Il est peut-être occupé, je me répète souvent.
Mais bon. Il a quand même le temps de sortir le soir, de skater toute la journée. Et ce n'est pas comme s'il travaillait, du moins je crois.
Je ne me laisse pas abattre pour autant. Je patiente, je le laisse faire sa vie.
Je croise les doigts pour qu'il se dépêche de me rappeler.

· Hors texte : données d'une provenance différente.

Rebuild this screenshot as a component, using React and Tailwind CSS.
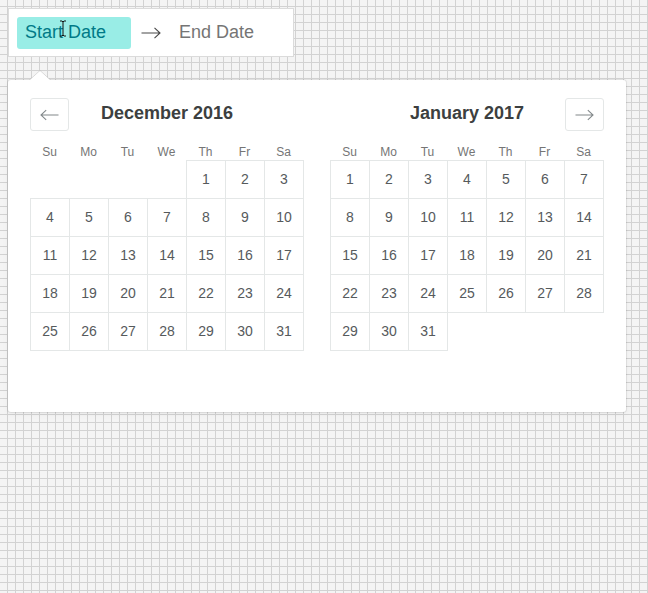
import React from "react";

const weekdays = ["Su", "Mo", "Tu", "We", "Th", "Fr", "Sa"];

const months = [
  { title: "December 2016", start: 4, days: 31, nav: "prev" },
  { title: "January 2017", start: 0, days: 31, nav: "next" },
];

function Arrow({ left, className }) {
  // thin long arrow, like the react-dates ones
  return (
    <svg width="20" height="12" viewBox="0 0 20 12" className={className}>
      {left ? (
        <path d="M19.5 6H1M6.5 0.8L1 6l5.5 5.2" fill="none" stroke="currentColor" strokeWidth="1.1" />
      ) : (
        <path d="M0.5 6H19M13.5 0.8L19 6l-5.5 5.2" fill="none" stroke="currentColor" strokeWidth="1.1" />
      )}
    </svg>
  );
}

function NavButton({ dir }) {
  return (
    <button className="w-[39px] h-[33px] border border-[#e4e7e7] rounded-[3px] bg-white flex items-center justify-center text-[#82888a]">
      <Arrow left={dir === "prev"} className="w-[19px]" />
    </button>
  );
}

function Month({ month }) {
  const cells = [];
  for (let i = 0; i < month.start; i++) cells.push(null);
  for (let d = 1; d <= month.days; d++) cells.push(d);

  return (
    <div className="w-[274px]">
      <div className="grid grid-cols-[39px_1fr_39px] h-[33px] items-center">
        <div>{month.nav === "prev" && <NavButton dir="prev" />}</div>
        <div className="text-center text-[18px] font-bold text-[#3c3f40] leading-none pb-[4px]">{month.title}</div>
        <div>{month.nav === "next" && <NavButton dir="next" />}</div>
      </div>
      <div className="grid grid-cols-[repeat(7,39px)] mt-[13px] h-[16px] items-center">
        {weekdays.map((w) => (
          <div key={w} className="text-center text-[12px] text-[#757575] leading-none">
            {w}
          </div>
        ))}
      </div>
      <div className="grid grid-cols-[repeat(7,39px)] auto-rows-[38px]">
        {cells.map((d, i) =>
          d ? (
            <div
              key={i}
              className="w-[40px] h-[39px] border border-[#e4e7e7] flex items-center justify-center text-[14px] text-[#565a5c]"
            >
              {d}
            </div>
          ) : (
            <div key={i} />
          ),
        )}
      </div>
    </div>
  );
}

export default function App() {
  return (
    <div
      className="min-h-[593px] p-2 bg-[#f4f4f4] bg-[linear-gradient(to_right,transparent_7px,#d2d2d2_7px),linear-gradient(to_bottom,transparent_6px,#d2d2d2_6px,#d2d2d2_7px,transparent_7px)] bg-[length:8px_8px]"
      style={{ fontFamily: '"Liberation Sans", Arial, sans-serif' }}
    >
      {/* date range input */}
      <div className="w-[286px] h-[49px] bg-white border border-[#dbdbdb] flex items-center pl-2">
        <div className="relative w-[114px] h-[32px] bg-[#99ede6] rounded-[3px] flex items-center pl-2 text-[18px] text-[#007a87]">
          Start Date
          <svg width="8" height="17" viewBox="0 0 8 17" className="absolute left-[42px] top-[3px]">
            <path d="M1 1h2l1 1 1-1h2M4 2v13M1 16h2l1-1 1 1h2" fill="none" stroke="#111" strokeWidth="1" />
          </svg>
        </div>
        <Arrow className="ml-[9px] w-[22px] text-[#484848]" />
        <span className="ml-[17px] text-[18px] text-[#757575]">End Date</span>
      </div>

      {/* calendar panel */}
      <div className="relative mt-[23px] w-[618px] bg-white rounded-[3px] shadow-[0_2px_6px_rgba(0,0,0,0.05),0_0_0_1px_rgba(0,0,0,0.07)] pt-[18px] pb-[62px] px-[22px] flex gap-[26px]">
        <svg width="22" height="11" viewBox="0 0 22 11" className="absolute left-[21px] -top-[10px]">
          <path d="M0 10.5L11 0.5l11 10" fill="white" stroke="rgba(0,0,0,0.12)" strokeWidth="1" />
          <rect x="0" y="10" width="22" height="2" fill="white" />
        </svg>
        {months.map((m) => (
          <Month key={m.title} month={m} />
        ))}
      </div>
    </div>
  );
}
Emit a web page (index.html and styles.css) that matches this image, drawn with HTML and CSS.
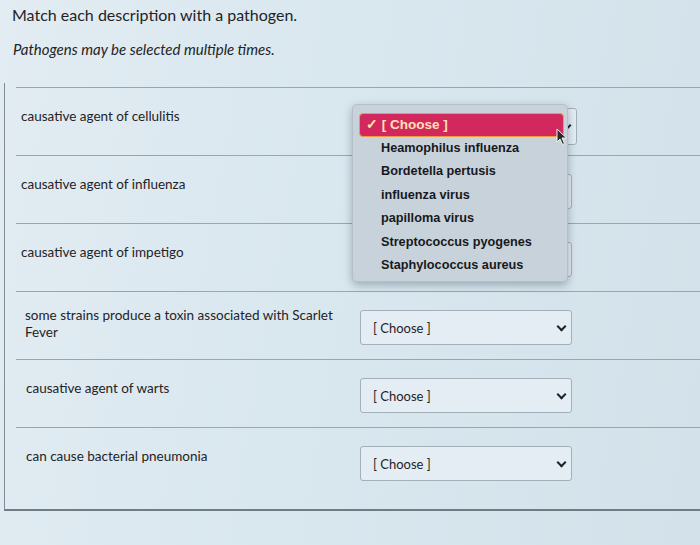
FILE: index.html
```html
<!DOCTYPE html>
<html>
<head>
	<link rel="stylesheet" href="styles.css">
	<title>Match each description with a pathogen</title>
</head>
<body>
	<div class="intro">
		<p class="title">Match each description with a pathogen.</p>
		<p class="note">Pathogens may be selected multiple times.</p>
	</div>

	<div class="quiz">
		<div class="row">
			<div class="label">causative agent of cellulitis</div>
			<div class="pick open">
				<div class="select under"><span>[ Choose ]</span><span class="chev"></span></div>
				<!-- open list of the first select -->
				<div class="menu">
					<div class="item current">&#10003; [ Choose ]</div>
					<div class="item">Heamophilus influenza</div>
					<div class="item">Bordetella pertusis</div>
					<div class="item">influenza virus</div>
					<div class="item">papilloma virus</div>
					<div class="item">Streptococcus pyogenes</div>
					<div class="item">Staphylococcus aureus</div>
				</div>
				<svg class="cursor" width="12" height="18" viewBox="0 0 12 18">
					<path d="M1 1 L1 14 L4 11 L6.5 16.5 L8.5 15.5 L6 10 L10.5 10 Z" fill="#2a2a2a" stroke="#f2f2f2" stroke-width="1"/>
				</svg>
			</div>
		</div>
		<div class="row">
			<div class="label">causative agent of influenza</div>
			<div class="pick">
				<div class="select under"><span>[ Choose ]</span><span class="chev"></span></div>
			</div>
		</div>
		<div class="row">
			<div class="label">causative agent of impetigo</div>
			<div class="pick">
				<div class="select under"><span>[ Choose ]</span><span class="chev"></span></div>
			</div>
		</div>
		<div class="row">
			<div class="label">some strains produce a toxin associated with Scarlet Fever</div>
			<div class="pick">
				<div class="select"><span>[ Choose ]</span><span class="chev"></span></div>
			</div>
		</div>
		<div class="row">
			<div class="label">causative agent of warts</div>
			<div class="pick">
				<div class="select"><span>[ Choose ]</span><span class="chev"></span></div>
			</div>
		</div>
		<div class="row last">
			<div class="label">can cause bacterial pneumonia</div>
			<div class="pick">
				<div class="select"><span>[ Choose ]</span><span class="chev"></span></div>
			</div>
		</div>
	</div>
</body>
</html>
```

FILE: styles.css
```css
body{
	margin:0;
	height:545px;
	overflow:hidden;
	background:linear-gradient(100deg, #e2ecf2 0%, #d9e7ef 45%, #d3e1ea 100%);
	font-family:Lato, "Liberation Sans", sans-serif;
	color:#1f2326;
}
.intro
{
	padding:5px 0 0 12px;
	height:83px;
	box-sizing:border-box;
}
.title
{
	margin:0;
	font-size:16px;
	line-height:20px;
}
.note
{
	margin:14px 0 0 1px;
	font-size:15px;
	font-style:italic;
	line-height:20px;
}
.quiz
{
	margin-left:4px;
	border-left:1px solid #7d8c96;
	border-bottom:2px solid #6f7c86;
	padding-top:4px;
}
.row
{
	margin-left:11px;
	border-top:1px solid #98a6b0;
	height:67px;
	display:flex;
}
.row.last
{
	height:81px;
}
.label
{
	width:320px;
	padding:20px 0 0 5px;
	font-size:13.5px;
	line-height:17px;
	box-sizing:border-box;
}
.row:nth-child(4) .label
{
	padding-top:15px;
	padding-left:9px;
}
.row:nth-child(5) .label,
.row:nth-child(6) .label
{
	padding-left:10px;
}
.pick
{
	margin-left:24px;
	padding-top:18px;
	position:relative;
}
.select
{
	width:212px;
	height:35px;
	box-sizing:border-box;
	border:1px solid #a3b0b9;
	border-radius:3px;
	background:#e4edf3;
	display:flex;
	align-items:center;
	justify-content:space-between;
	padding:0 6px 0 12px;
	font-size:13px;
}
/* selects hidden behind the open list */
.select.under span:first-child
{
	visibility:hidden;
}
.chev
{
	width:5px;
	height:5px;
	border-right:2px solid #1e2226;
	border-bottom:2px solid #1e2226;
	transform:rotate(45deg);
	margin-top:-3px;
}
.open
{
	z-index:2;
}
.open .select
{
	width:217px;
	height:37px;
	margin-top:2px;
}
.menu
{
	position:absolute;
	left:-8px;
	top:16px;
	width:216px;
	height:178px;
	box-sizing:border-box;
	padding:8px 3px 0 6px;
	background:#c8d2db;
	border:1px solid #b4bfc8;
	border-radius:5px;
	box-shadow:0 3px 8px rgba(40,55,70,0.35);
	font-family:"Liberation Sans", Arial, sans-serif;
	font-weight:bold;
	font-size:12.7px;
	color:#17191c;
}
.item
{
	height:23.4px;
	line-height:23.4px;
	padding-left:22px;
}
.item.current
{
	height:24px;
	line-height:22px;
	box-sizing:border-box;
	padding-left:6px;
	background:#d3285d;
	border:1px solid #eb9a47;
	border-radius:4px;
	color:#fde3b4;
	font-size:13.5px;
}
.cursor
{
	position:absolute;
	left:196px;
	top:40px;
}
```
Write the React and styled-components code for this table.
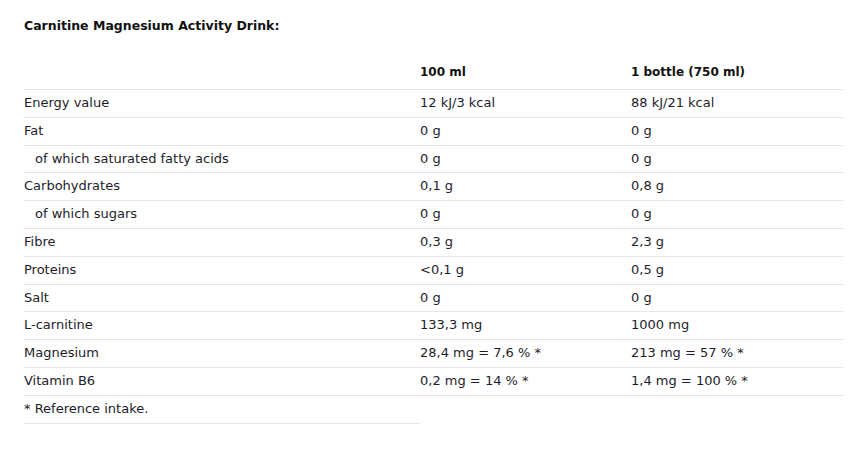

Je passe mon temps à ignorer le regard des gens. Et à les ignorer eux par la même occasion. Enfin, je fais semblant. La vérité est que j'ai bien trop peur de ce qu'ils disent de moi.
Bref. La routine.

Un soir, quand je sors du lycée à 17h, je jette comme d'habitude un rapide coup d'œil à la route. Je m'attends à ne voir que les gars habituels que je ne connais que de vue, mais par chance, Orel est enfin là. Sa vision me procure une sorte de bouffée d'oxygène, comme si ma santé dépendait vraiment de sa proximité.
J'ai une énorme envie d'aller le voir.
Pour profiter au maximum de sa présence, je me mets devant Léa, qui est, elle, dos à la route, et la relance sur un sujet inintéressant mais qui me fera gagner quelques minutes. Je n'ai aucune mal à me concentrer sur ce qui se passe derrière plutôt que sur elle.
Alors que j'hoche la tête bêtement sans écouter ce que Léa me raconte, une brune aux cheveux carré portant des lunettes passe dans mon champ de vision et se dirige vers les gars. Je ne crois pas que ce soit une élève du lycée, car je l'ai déjà vue au skate park avec eux. Elle doit avoir leur âge, à peu près. Jusque là, rien d'anormal, me direz-vous. Mais je trouve qu'elle se rapproche beaucoup d'Orel. Elle rigole fort quand il parle, a l'air de tout faire pour provoquer son attention exprès, en le taquinant, par exemple. Ce qui me déplaît le plus, dans tout ça, c'est qu'Orel répond. Il rit en la tapant gentiment. Ils ont l'air vraiment complices.
J'aurais pu ressentir un peu de jalousie, ç'aurait pu s'arrêter là. C'était sans compter sur le geste de cette fille qui est pour moi le geste de trop. Elle s'accroche à son cou, sans prévenir, sans que je comprenne pourquoi. Orel passe alors sa main dans son dos pour la garder contre lui. Il est concentré sur ce que fait l'un de ses potes avec son skateboard mais voilà ; il la garde contre lui. Spontanément.
Je me sens prise d'une jalousie incontrôlable que je ne me connaissais même pas capable de ressentir. Je n'ai qu'une envie, c'est d'être à la place de cette brune à lunettes. Je l'étais, l'autre nuit. J'étais contre ce même torse, entourée par ce même bras. Et là, cette fille arrive sans prévenir, et me prend ma place.

Mais quelle place ?
Ça n'a jamais été ma place.

Léa se retourne vers la scène. Elle me regarde à nouveau.

- Ah oui, il a une nouvelle meuf, il paraît, elle me sort avec un air bizarre, comme si elle s'attendait à ce que je pète un câble, ou bien que j'éclate en sanglots devant tout le monde.